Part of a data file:
◇ ◇ ◇ ◇ ◇ ◇ ◇

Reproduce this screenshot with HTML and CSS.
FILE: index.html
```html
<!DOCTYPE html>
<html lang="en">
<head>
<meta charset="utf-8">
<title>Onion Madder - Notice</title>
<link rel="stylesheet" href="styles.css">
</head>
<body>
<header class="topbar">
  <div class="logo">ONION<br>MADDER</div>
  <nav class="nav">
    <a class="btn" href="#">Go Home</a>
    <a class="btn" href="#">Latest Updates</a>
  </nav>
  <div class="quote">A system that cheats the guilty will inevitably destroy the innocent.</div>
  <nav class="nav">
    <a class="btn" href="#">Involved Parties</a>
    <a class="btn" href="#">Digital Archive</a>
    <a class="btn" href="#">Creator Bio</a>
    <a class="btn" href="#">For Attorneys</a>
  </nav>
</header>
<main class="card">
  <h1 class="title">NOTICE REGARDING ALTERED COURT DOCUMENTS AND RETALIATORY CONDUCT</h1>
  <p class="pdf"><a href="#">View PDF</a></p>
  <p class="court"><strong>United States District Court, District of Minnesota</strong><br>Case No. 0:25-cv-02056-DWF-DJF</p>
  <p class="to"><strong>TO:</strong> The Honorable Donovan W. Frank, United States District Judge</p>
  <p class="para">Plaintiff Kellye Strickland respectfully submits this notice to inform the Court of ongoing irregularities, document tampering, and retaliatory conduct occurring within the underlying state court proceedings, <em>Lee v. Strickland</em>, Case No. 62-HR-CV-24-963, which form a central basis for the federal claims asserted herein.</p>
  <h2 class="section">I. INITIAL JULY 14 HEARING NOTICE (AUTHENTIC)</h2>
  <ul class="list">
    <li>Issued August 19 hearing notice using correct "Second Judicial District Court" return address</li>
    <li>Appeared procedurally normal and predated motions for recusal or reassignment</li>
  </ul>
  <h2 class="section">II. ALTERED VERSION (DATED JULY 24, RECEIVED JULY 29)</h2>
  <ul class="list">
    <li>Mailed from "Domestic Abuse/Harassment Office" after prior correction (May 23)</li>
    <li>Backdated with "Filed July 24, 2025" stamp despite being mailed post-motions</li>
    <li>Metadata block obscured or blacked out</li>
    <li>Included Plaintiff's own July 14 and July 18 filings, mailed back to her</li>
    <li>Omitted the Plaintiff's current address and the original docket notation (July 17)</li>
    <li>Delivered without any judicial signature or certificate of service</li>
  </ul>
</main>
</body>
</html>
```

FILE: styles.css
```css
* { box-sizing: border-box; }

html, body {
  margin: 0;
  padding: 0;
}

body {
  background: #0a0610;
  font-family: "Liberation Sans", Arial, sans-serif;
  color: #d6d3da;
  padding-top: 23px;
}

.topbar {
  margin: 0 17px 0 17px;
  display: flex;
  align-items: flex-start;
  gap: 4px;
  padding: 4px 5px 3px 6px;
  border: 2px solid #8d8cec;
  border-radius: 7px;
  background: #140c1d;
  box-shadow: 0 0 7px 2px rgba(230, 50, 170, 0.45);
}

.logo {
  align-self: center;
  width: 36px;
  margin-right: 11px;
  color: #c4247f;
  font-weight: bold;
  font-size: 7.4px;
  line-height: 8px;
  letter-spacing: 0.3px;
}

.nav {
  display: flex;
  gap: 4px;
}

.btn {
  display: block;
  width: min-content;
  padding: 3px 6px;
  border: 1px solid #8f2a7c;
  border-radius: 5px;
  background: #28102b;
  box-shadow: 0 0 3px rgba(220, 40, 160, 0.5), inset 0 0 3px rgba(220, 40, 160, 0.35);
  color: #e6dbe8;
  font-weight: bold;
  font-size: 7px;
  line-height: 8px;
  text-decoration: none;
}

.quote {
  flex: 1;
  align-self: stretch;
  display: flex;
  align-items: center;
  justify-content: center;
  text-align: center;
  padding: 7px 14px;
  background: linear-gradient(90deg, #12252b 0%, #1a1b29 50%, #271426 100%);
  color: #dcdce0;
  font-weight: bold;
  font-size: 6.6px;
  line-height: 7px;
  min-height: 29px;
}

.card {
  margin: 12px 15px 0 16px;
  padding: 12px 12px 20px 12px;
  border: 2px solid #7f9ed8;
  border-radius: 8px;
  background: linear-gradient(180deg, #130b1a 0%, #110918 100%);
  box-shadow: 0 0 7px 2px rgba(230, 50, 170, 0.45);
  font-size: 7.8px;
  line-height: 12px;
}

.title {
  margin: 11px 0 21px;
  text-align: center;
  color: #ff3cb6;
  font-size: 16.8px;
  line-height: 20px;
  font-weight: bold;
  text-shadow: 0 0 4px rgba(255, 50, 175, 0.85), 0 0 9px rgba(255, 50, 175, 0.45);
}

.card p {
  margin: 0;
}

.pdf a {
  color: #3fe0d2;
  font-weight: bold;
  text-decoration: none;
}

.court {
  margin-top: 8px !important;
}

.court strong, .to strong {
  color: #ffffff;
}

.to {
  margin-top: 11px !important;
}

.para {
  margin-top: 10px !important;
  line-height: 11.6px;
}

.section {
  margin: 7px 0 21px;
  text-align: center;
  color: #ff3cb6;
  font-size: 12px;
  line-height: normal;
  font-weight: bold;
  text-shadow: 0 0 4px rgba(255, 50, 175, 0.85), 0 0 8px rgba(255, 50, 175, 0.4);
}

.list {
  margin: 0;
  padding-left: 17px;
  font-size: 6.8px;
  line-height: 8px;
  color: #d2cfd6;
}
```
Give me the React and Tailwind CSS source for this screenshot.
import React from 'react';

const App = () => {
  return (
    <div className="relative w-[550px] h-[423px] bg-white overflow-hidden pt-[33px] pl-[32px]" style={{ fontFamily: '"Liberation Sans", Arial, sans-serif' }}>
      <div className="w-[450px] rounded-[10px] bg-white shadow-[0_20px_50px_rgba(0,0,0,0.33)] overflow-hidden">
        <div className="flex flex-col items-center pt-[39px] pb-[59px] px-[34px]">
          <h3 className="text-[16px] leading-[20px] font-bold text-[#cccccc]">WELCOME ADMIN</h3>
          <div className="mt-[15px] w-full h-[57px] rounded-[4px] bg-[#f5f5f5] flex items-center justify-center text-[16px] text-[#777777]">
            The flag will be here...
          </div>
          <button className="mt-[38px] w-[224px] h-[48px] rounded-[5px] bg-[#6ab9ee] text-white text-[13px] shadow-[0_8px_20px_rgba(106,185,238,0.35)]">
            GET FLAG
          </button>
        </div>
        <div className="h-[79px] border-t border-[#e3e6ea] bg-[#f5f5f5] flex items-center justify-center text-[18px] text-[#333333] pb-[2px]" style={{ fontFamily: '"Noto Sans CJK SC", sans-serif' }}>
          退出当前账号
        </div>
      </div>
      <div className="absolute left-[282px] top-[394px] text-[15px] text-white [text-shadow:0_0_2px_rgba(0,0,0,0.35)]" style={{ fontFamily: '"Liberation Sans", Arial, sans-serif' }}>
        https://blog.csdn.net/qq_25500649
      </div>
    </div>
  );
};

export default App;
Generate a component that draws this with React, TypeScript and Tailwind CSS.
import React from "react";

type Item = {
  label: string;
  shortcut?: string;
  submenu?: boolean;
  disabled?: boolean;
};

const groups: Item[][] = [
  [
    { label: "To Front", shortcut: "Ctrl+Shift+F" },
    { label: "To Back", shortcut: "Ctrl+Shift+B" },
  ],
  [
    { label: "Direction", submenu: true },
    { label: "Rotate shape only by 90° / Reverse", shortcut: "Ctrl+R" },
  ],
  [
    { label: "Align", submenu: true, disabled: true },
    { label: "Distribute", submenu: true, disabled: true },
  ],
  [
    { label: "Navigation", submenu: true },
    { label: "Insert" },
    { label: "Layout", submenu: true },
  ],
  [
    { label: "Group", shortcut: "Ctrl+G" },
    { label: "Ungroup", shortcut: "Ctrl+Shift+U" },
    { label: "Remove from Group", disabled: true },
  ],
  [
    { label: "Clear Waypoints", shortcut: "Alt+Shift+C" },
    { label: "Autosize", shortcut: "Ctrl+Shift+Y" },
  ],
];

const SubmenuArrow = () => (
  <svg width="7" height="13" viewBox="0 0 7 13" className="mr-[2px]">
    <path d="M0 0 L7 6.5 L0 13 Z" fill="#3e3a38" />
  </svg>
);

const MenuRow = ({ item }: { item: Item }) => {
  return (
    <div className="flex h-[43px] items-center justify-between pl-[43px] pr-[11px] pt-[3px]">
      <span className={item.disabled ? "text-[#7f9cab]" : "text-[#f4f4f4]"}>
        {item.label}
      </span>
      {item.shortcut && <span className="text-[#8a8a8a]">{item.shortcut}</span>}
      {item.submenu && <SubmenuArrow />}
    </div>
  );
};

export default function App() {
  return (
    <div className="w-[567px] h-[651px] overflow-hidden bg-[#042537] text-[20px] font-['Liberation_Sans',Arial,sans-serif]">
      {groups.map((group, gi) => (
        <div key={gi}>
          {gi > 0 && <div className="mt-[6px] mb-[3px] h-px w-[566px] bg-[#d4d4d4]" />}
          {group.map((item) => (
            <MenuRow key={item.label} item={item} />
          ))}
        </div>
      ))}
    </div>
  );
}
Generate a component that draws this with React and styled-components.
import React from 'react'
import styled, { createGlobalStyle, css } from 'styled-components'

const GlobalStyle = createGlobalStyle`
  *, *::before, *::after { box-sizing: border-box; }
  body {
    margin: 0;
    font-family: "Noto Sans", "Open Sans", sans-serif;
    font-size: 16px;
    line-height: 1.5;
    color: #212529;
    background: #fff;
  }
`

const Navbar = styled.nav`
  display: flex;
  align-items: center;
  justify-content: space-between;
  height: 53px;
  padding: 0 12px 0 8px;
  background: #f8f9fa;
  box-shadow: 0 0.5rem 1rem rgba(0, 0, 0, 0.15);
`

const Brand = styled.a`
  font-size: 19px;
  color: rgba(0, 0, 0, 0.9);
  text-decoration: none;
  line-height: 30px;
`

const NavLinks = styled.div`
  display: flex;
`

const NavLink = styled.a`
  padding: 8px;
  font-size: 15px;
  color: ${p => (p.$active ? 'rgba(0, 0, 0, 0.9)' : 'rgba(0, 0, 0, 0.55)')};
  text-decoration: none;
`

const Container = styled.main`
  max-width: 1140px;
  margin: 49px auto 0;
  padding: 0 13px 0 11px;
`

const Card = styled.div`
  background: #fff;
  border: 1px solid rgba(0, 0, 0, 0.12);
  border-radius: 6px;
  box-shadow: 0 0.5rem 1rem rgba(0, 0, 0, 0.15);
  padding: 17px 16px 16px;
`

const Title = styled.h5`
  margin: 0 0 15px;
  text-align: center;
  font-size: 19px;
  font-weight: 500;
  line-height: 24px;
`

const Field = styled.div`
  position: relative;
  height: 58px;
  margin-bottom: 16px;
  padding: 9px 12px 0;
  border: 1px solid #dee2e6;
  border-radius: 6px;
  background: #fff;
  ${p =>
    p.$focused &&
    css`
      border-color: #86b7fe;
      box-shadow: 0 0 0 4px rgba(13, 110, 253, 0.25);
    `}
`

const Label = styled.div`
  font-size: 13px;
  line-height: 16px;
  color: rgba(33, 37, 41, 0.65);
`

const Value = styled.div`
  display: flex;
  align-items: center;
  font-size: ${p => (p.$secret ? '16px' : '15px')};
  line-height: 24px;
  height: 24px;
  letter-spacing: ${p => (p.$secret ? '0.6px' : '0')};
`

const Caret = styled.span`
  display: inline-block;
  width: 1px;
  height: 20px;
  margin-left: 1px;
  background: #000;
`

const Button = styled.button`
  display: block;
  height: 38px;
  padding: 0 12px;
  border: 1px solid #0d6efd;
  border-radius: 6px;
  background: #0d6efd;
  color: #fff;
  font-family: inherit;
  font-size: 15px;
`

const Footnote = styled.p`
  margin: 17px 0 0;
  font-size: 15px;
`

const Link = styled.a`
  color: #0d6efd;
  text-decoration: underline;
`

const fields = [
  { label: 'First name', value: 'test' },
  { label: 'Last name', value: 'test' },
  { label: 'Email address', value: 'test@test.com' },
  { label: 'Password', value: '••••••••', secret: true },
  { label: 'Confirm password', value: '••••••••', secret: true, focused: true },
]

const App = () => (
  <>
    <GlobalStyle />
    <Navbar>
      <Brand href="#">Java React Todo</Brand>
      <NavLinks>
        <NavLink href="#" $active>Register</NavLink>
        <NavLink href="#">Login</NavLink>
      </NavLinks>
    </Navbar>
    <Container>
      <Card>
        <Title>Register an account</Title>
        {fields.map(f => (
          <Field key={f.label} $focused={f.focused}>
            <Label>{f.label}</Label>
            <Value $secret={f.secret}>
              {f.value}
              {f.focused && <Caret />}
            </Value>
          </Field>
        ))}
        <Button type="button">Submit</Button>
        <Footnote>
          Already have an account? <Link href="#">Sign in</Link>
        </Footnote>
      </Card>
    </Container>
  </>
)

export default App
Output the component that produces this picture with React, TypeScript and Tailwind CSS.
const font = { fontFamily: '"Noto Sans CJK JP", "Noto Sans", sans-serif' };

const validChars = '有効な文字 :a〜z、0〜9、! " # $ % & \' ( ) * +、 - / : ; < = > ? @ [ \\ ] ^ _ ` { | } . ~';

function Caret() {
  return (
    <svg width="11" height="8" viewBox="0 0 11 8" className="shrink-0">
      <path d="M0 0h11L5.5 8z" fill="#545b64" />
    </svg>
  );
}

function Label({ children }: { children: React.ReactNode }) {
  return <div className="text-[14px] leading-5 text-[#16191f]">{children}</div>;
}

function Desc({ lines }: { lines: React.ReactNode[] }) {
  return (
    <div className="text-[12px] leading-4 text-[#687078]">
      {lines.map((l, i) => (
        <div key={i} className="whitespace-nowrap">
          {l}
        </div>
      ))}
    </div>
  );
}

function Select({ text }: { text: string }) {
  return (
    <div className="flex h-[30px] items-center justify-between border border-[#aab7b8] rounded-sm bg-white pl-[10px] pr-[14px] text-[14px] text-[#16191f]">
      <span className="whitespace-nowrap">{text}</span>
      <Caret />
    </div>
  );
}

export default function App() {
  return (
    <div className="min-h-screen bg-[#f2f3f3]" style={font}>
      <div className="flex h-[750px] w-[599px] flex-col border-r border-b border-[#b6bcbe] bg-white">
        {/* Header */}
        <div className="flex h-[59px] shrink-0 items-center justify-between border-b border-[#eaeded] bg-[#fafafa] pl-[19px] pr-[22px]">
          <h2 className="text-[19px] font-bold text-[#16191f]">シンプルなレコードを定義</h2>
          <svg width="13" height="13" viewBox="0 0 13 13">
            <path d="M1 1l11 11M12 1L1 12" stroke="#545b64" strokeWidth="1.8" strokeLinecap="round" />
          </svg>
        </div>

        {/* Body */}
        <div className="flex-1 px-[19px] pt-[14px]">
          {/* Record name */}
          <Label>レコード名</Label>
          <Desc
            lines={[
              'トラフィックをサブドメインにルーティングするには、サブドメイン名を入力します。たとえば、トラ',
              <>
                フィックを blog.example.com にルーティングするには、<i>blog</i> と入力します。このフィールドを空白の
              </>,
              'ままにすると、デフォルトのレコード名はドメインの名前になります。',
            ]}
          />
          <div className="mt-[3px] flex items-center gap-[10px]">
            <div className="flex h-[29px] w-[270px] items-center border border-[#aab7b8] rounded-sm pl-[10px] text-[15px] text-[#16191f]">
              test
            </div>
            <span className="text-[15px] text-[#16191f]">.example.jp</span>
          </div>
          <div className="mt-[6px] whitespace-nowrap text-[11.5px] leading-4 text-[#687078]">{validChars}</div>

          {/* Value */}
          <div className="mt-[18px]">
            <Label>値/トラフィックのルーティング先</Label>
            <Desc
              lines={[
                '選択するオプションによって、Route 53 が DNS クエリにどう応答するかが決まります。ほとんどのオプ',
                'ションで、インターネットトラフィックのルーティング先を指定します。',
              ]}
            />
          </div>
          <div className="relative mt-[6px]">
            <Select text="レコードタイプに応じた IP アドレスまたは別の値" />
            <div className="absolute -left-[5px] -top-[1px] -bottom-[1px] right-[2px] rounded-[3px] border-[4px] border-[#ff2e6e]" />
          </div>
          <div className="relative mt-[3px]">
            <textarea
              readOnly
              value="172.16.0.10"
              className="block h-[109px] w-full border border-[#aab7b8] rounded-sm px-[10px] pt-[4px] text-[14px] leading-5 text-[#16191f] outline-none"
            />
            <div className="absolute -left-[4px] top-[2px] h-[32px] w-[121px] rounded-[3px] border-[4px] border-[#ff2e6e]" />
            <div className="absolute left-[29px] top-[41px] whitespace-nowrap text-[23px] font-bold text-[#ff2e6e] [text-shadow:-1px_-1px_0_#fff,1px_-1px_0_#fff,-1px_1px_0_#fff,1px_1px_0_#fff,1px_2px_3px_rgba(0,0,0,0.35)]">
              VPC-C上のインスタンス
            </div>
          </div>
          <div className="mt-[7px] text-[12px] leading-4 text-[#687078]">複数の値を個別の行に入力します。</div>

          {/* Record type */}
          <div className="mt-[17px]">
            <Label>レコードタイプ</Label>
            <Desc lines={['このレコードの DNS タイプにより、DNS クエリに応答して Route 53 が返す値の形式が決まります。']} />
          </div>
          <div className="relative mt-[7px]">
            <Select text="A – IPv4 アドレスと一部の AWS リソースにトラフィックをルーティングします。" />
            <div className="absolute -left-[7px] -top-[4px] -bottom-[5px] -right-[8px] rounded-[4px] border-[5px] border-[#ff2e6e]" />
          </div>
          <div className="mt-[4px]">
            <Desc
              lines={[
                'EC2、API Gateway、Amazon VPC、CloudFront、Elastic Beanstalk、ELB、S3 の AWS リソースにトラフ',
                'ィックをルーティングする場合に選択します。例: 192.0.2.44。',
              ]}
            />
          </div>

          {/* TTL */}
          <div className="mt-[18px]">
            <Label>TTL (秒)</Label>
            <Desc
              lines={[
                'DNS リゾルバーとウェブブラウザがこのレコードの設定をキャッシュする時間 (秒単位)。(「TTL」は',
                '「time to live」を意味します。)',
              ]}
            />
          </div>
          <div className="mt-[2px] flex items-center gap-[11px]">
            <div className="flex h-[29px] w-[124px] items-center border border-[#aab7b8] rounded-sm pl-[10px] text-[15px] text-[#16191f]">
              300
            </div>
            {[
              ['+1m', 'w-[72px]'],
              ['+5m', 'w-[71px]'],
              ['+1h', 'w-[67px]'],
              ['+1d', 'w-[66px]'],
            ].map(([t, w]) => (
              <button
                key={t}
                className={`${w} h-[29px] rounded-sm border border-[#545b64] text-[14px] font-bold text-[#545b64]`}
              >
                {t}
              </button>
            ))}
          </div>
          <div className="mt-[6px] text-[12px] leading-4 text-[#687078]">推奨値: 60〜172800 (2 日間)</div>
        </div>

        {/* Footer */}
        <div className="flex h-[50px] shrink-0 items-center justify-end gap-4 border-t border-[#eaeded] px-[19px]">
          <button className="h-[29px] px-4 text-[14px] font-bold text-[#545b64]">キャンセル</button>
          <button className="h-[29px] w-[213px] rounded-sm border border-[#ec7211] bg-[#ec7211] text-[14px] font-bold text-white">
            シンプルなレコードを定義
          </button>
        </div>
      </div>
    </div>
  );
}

◇ ◇ ◇ ◇ ◇ ◇ ◇

#### Challenge
Begin at the line that has "Give me the", stop after the line that has "import React from 'react';", and repeat exactly those lines, nothing more.

#### Task response
Give me the React and Tailwind CSS source for this screenshot.
import React from 'react';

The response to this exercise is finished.